A GSMA define como “dinheiro móvel” um serviço com as seguintes características: 1) que permita a transferência de dinheiro, assim como a realização e o recebimento de pagamentos através de um telefone celular; 2) que ofereça uma rede de pontos físicos para transações, o que pode incluir agentes fora de agências bancárias e caixas eletrônicos, o que torna o serviço acessível a todos; 3) deve ser disponível para os desbancarizados (pessoas que não têm acesso a uma conta bancária em uma instituição financeira tradicional). Serviços de mobile banking ou de pagamentos, como Apple Pay e Google Wallet, que utilizam o telefone celular como mais um canal de acesso a um produto bancário tradicional, não estão incluídos. A definição da GSMA é amplamente adotada como uma referência pela indústria – o Banco Mundial utiliza a nossa definição em seus relatórios.

Ainda há espaço para operadoras atuarem com serviços financeiros no Brasil? Quais serviços por exemplo? E como poderia ser o modelo de negócios?

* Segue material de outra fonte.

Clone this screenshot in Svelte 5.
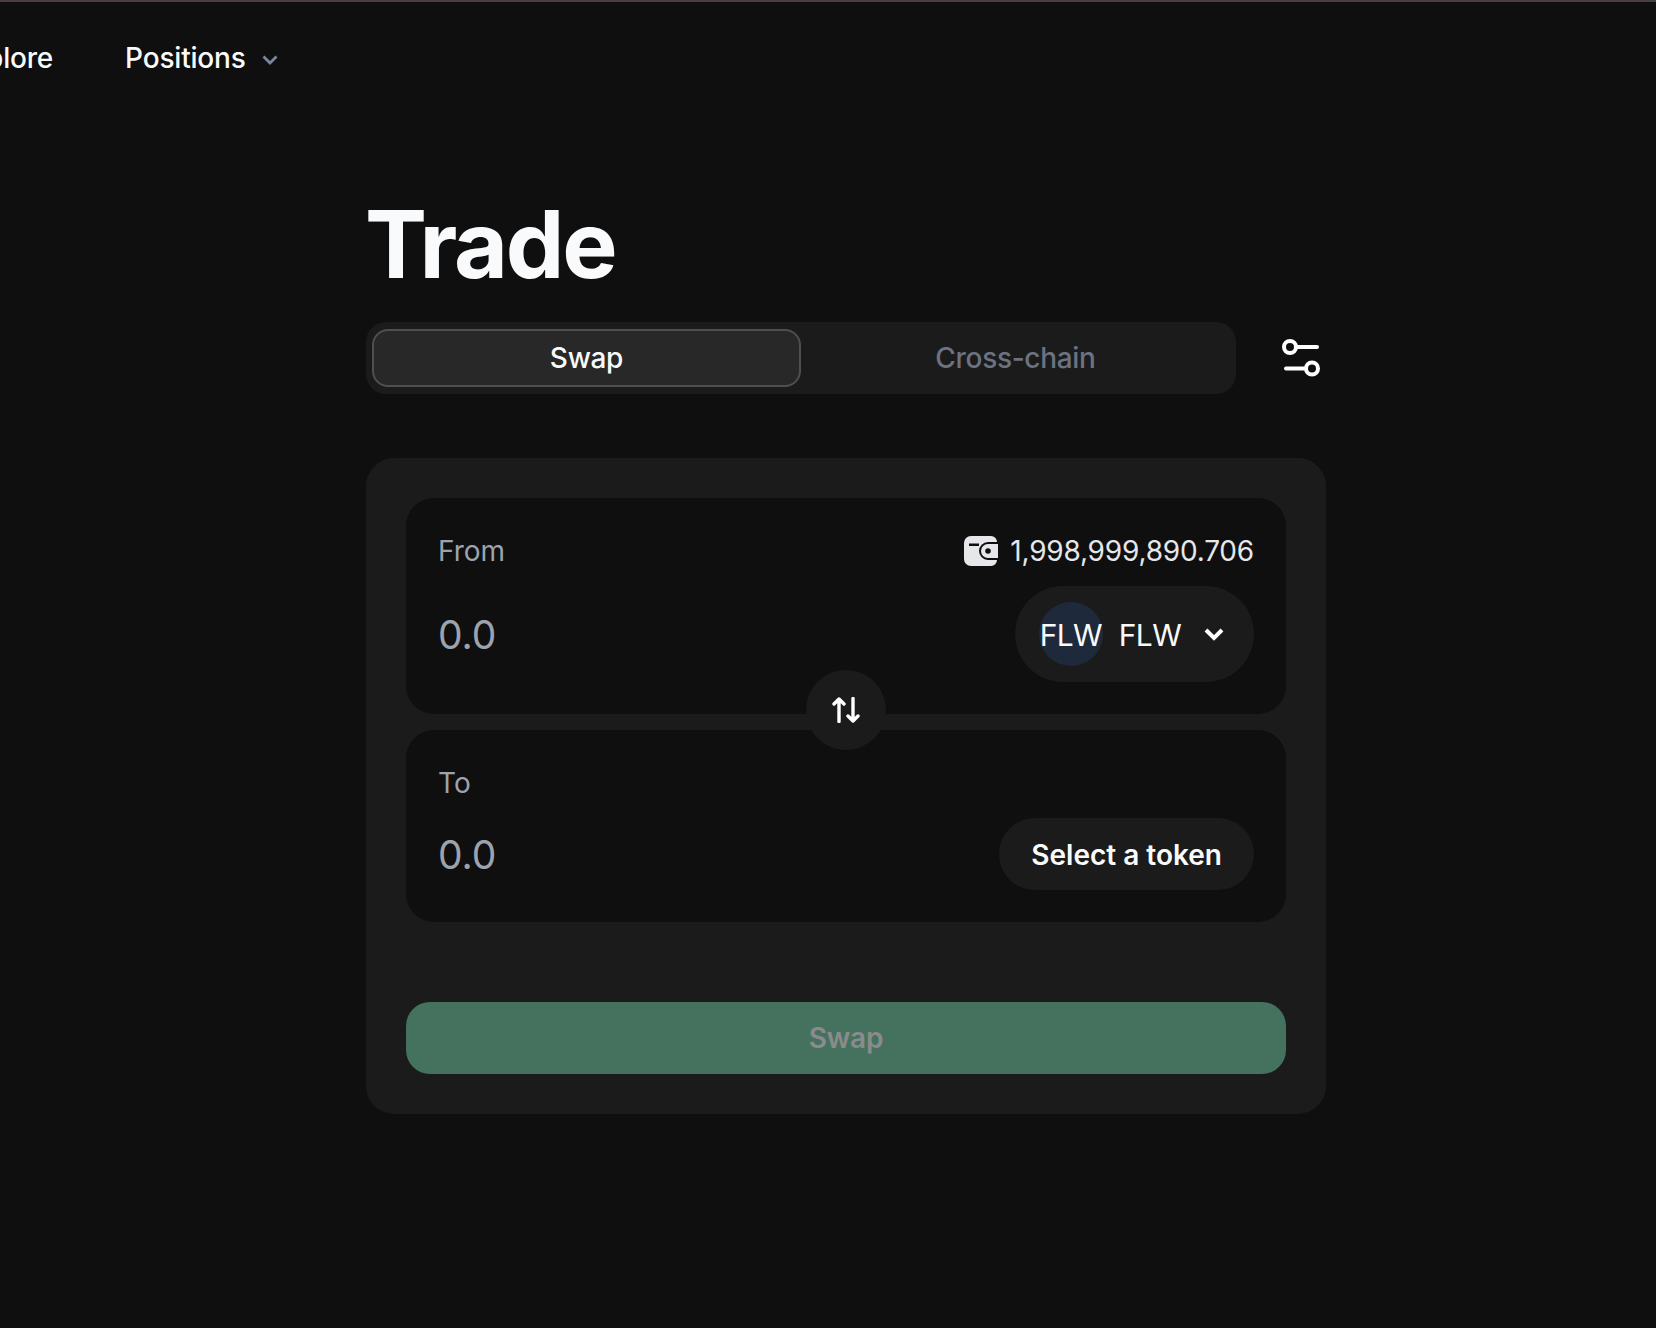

É verdade que ainda não se encontrou um modelo que funcionasse no Brasil, mas isso se deve a vários fatores, como mencionado anteriormente. O modelo de negócios para dinheiro móvel não é simples – requer investimento, resiliência, uma compreensão profunda do mercado e um conjunto adequado de produtos que também funcionem com o ecossistema financeiro atual. Temos visto uma evolução do papel tradicional dos provedores de serviços financeiros ao redor do mundo, e há muitas oportunidades para as operadoras exercerem um papel contributivo ou mesmo de liderança, inclusive no Brasil. A Telefônica, por exemplo, tem várias fintechs presentes no portfólio de investimento de sua aceleradora de startups no Brasil, a Wayra.